◆ Problem details ◆
Extract the whole listing as it stands. Do not include the pictures.

◆ Data excerpt ◆
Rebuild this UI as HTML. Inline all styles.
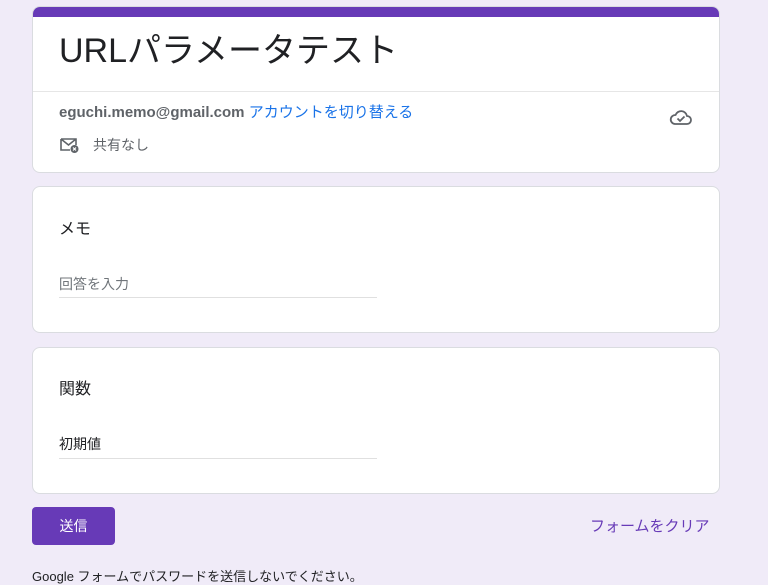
<!DOCTYPE html>
<html><head><meta charset="utf-8"><style>
*{box-sizing:border-box;margin:0;padding:0}
body{width:768px;height:569px;overflow:hidden;background:#f0ebf8;font-family:"Liberation Sans","Noto Sans CJK JP",sans-serif;color:#202124;position:relative}
.card{position:absolute;left:32px;width:688px;background:#fff;border:1px solid #dadce0;border-radius:8px}
.abs{position:absolute;white-space:nowrap}
</style></head><body>
<div class="card" style="top:6px;height:167px;overflow:hidden">
  <div style="height:10px;background:#673ab7"></div>
  <div class="abs" style="left:26px;top:24px;font-size:34px;line-height:40px">URLパラメータテスト</div>
  <div style="position:absolute;left:0;right:0;top:84px;border-top:1px solid #e6e6e6"></div>
  <div class="abs" style="left:26px;top:97px;font-size:15px;line-height:18px"><b style="color:#5f6368">eguchi.memo@gmail.com</b> <span style="color:#1a73e8">アカウントを切り替える</span></div>
  <svg class="abs" style="left:26px;top:129px" width="22" height="18" viewBox="0 0 22 18"><path d="M2 3h15v6M2 3v11h9M2 3l7.5 6L17 3" fill="none" stroke="#5f6368" stroke-width="1.6"/><circle cx="15.5" cy="13" r="4" fill="#5f6368"/><path d="M14 11.5l3 3M17 11.5l-3 3" stroke="#fff" stroke-width="1.2"/></svg>
  <div class="abs" style="left:60px;top:128px;font-size:14px;color:#5f6368">共有なし</div>
  <svg class="abs" style="left:636px;top:100px" width="24" height="20" viewBox="0 0 24 20"><path d="M6 17h12a4 4 0 0 0 0-8 6 6 0 0 0-11.5-1A4.5 4.5 0 0 0 6 17z" fill="none" stroke="#5f6368" stroke-width="1.8"/><path d="M8.5 11.5l2.5 2.5 4.5-4.5" fill="none" stroke="#5f6368" stroke-width="1.8"/></svg>
</div>
<div class="card" style="top:186px;height:147px">
  <div class="abs" style="left:26px;top:28px;font-size:16px">メモ</div>
  <div class="abs" style="left:26px;top:87px;font-size:14px;color:#70757a">回答を入力</div>
  <div style="position:absolute;left:26px;top:110px;width:318px;border-top:1px solid #e0e0e0"></div>
</div>
<div class="card" style="top:347px;height:147px">
  <div class="abs" style="left:26px;top:27px;font-size:16px">関数</div>
  <div class="abs" style="left:26px;top:86px;font-size:14px">初期値</div>
  <div style="position:absolute;left:26px;top:110px;width:318px;border-top:1px solid #e0e0e0"></div>
</div>
<div class="abs" style="left:32px;top:507px;width:83px;height:38px;background:#673ab7;border-radius:4px;color:#fff;font-size:14px;line-height:38px;text-align:center">送信</div>
<div class="abs" style="left:590px;top:515px;font-size:15px;color:#673ab7">フォームをクリア</div>
<div class="abs" style="left:32px;top:566px;font-size:13px;color:#202124">Google フォームでパスワードを送信しないでください。</div>
</body></html>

◆ Task answer ◆
Rebuild this UI as HTML. Inline all styles.
<!DOCTYPE html>
<html><head><meta charset="utf-8"><style>
*{box-sizing:border-box;margin:0;padding:0}
body{width:768px;height:569px;overflow:hidden;background:#f0ebf8;font-family:"Liberation Sans","Noto Sans CJK JP",sans-serif;color:#202124;position:relative}
.card{position:absolute;left:32px;width:688px;background:#fff;border:1px solid #dadce0;border-radius:8px}
.abs{position:absolute;white-space:nowrap}
</style></head><body>
<div class="card" style="top:6px;height:167px;overflow:hidden">
  <div style="height:10px;background:#673ab7"></div>
  <div class="abs" style="left:26px;top:24px;font-size:34px;line-height:40px">URLパラメータテスト</div>
  <div style="position:absolute;left:0;right:0;top:84px;border-top:1px solid #e6e6e6"></div>
  <div class="abs" style="left:26px;top:97px;font-size:15px;line-height:18px"><b style="color:#5f6368">eguchi.memo@gmail.com</b> <span style="color:#1a73e8">アカウントを切り替える</span></div>
  <svg class="abs" style="left:26px;top:129px" width="22" height="18" viewBox="0 0 22 18"><path d="M2 3h15v6M2 3v11h9M2 3l7.5 6L17 3" fill="none" stroke="#5f6368" stroke-width="1.6"/><circle cx="15.5" cy="13" r="4" fill="#5f6368"/><path d="M14 11.5l3 3M17 11.5l-3 3" stroke="#fff" stroke-width="1.2"/></svg>
  <div class="abs" style="left:60px;top:128px;font-size:14px;color:#5f6368">共有なし</div>
  <svg class="abs" style="left:636px;top:100px" width="24" height="20" viewBox="0 0 24 20"><path d="M6 17h12a4 4 0 0 0 0-8 6 6 0 0 0-11.5-1A4.5 4.5 0 0 0 6 17z" fill="none" stroke="#5f6368" stroke-width="1.8"/><path d="M8.5 11.5l2.5 2.5 4.5-4.5" fill="none" stroke="#5f6368" stroke-width="1.8"/></svg>
</div>
<div class="card" style="top:186px;height:147px">
  <div class="abs" style="left:26px;top:28px;font-size:16px">メモ</div>
  <div class="abs" style="left:26px;top:87px;font-size:14px;color:#70757a">回答を入力</div>
  <div style="position:absolute;left:26px;top:110px;width:318px;border-top:1px solid #e0e0e0"></div>
</div>
<div class="card" style="top:347px;height:147px">
  <div class="abs" style="left:26px;top:27px;font-size:16px">関数</div>
  <div class="abs" style="left:26px;top:86px;font-size:14px">初期値</div>
  <div style="position:absolute;left:26px;top:110px;width:318px;border-top:1px solid #e0e0e0"></div>
</div>
<div class="abs" style="left:32px;top:507px;width:83px;height:38px;background:#673ab7;border-radius:4px;color:#fff;font-size:14px;line-height:38px;text-align:center">送信</div>
<div class="abs" style="left:590px;top:515px;font-size:15px;color:#673ab7">フォームをクリア</div>
<div class="abs" style="left:32px;top:566px;font-size:13px;color:#202124">Google フォームでパスワードを送信しないでください。</div>
</body></html>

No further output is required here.